→ Problem details: Count lines with "this" in them. Report only the total.

→ Material to process:
[Begin]
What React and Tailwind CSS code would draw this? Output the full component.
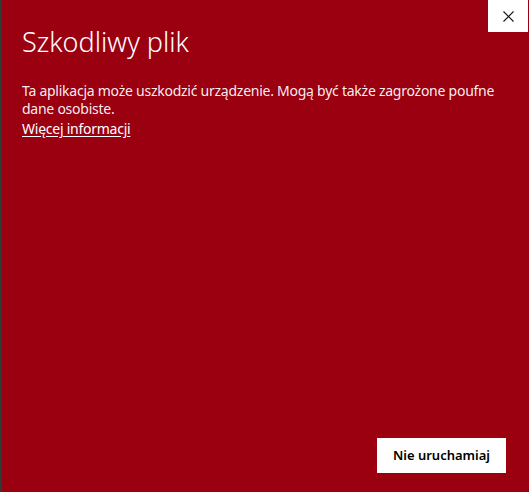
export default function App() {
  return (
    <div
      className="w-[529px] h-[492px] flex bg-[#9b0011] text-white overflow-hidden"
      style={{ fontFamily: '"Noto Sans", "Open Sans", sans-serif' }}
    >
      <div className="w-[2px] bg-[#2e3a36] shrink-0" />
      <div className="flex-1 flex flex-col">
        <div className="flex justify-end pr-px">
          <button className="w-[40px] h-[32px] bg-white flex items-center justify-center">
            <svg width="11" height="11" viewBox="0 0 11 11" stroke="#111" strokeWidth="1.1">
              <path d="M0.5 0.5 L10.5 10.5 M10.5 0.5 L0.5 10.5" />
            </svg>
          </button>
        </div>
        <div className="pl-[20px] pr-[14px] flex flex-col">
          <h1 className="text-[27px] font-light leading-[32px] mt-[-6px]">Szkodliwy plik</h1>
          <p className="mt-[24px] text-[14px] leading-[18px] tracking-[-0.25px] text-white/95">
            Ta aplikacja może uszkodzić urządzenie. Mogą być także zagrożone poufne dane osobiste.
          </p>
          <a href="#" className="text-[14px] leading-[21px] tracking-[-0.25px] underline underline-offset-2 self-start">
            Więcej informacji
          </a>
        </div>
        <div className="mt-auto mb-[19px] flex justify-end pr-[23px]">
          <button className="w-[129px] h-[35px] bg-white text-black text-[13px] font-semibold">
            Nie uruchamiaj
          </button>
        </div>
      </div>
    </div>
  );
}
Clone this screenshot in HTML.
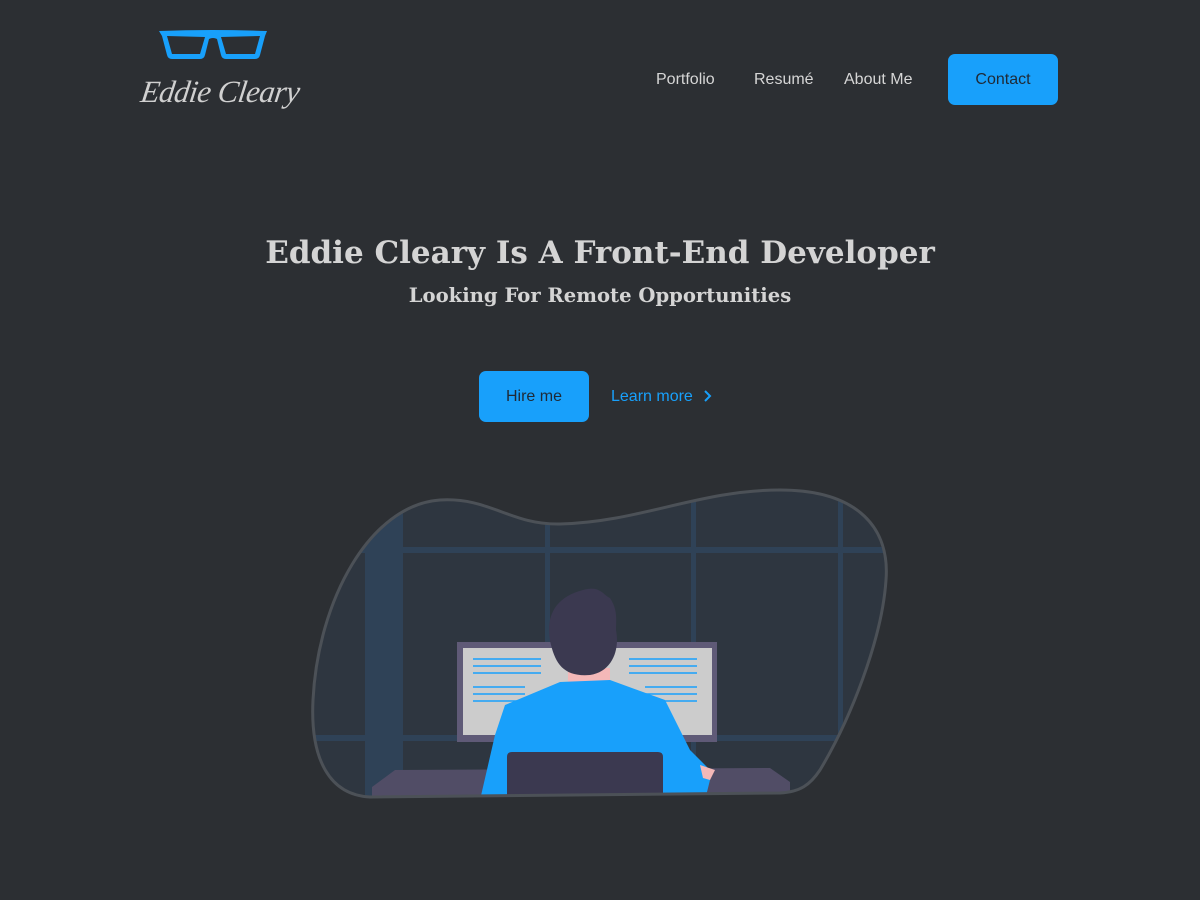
[End]
→ Result below: 2